La nécessité pour la Suisse de remplacer cinquante-quatre vieux avions militaires par vingt-deux autres plus modernes donne à nos antimilitaristes et autres altermilitaristes tout à la fois des boutons et des ailes – presque de quoi construire un chasseur-bombardier supplémentaire.

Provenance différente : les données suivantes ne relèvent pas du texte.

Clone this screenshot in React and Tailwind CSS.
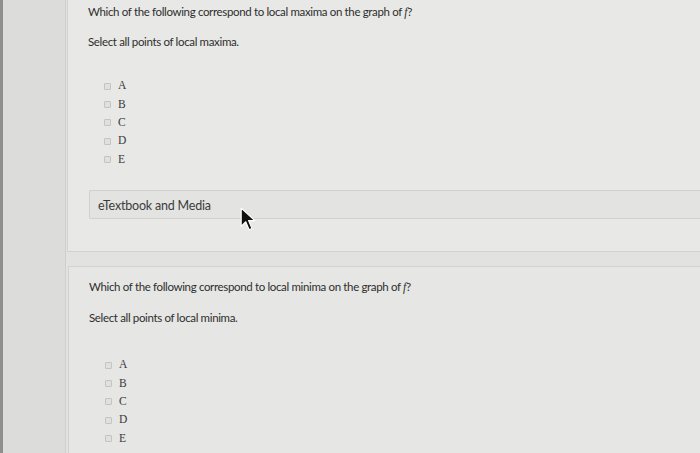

Nous n'allons pas nous lamenter cette fois sur le macrocosme paléontologique des anti-Gripen, sur les clichés niais et usés à propos de l'armée, sur les fausses vérités qui plaisent à ceux qui ont envie d'y croire, sur les armes de désinformation massive et sur les sottes railleries qui mettent les rieurs moyens du côté des gens peu sérieux. Nous gagnerons du temps et de la place en admettant qu'ils ont raison: l'Europe, de l'Atlantique à l'Oural, vit aujourd'hui en paix; les frontières s'estompent; les rivalités territoriales s'évanouissent; les peuples se donnent la main.

Un argument tout de même a attiré notre attention. Sur une page internet où une brochette de personnalités de seconde zone déclament leur refus du nouvel avion, une certaine Mme Anne Mahrer, verte genevoise, exprime l'idée que les milliards prévus pour moderniser notre défense aérienne seraient plus utilement dépensés en panneaux solaires.

Mme Mahrer ne précise pas combien de dizaines de kilomètres carrés pourraient être recouverts de cellules photovoltaïques avec trois milliards de francs. Mais lorsqu'on voit la difficulté de faire accepter la construction – pourtant tout en hauteur – de quelques éoliennes, on doute du succès de l'opération. L'exiguïté du territoire suisse, qui oblige souvent nos pilotes de chasse à aller s'entraîner à l'étranger, imposerait sans doute aussi d'exporter les panneaux solaires destinés à remplacer nos Forces aériennes. Parler d'une dépense «plus utile» paraît dès lors hasardeux.

Mais Mme Mahrer a-t-elle raison d'opposer ainsi avions et panneaux solaires? Notre compatriote Bertrand Piccard n'a-t-il pas justement démontré que les deux sont parfaitement compatibles? Il suffirait alors que l'armée suisse achète, à la place des vingt-deux Saab Gripen, deux escadrilles d'avions «Solar Impulse» – dûment équipés de tout l'armement requis – et les écologistes seraient contents!

Autre avantage: l'avion solaire de M. Piccard, on le sait désormais, est capable de voler vingt-quatre heures sur vingt-quatre. Cela ferait peut-être taire les moqueries – stupides et de mauvaise foi – relatives aux horaires d'activité de notre escadre de surveillance.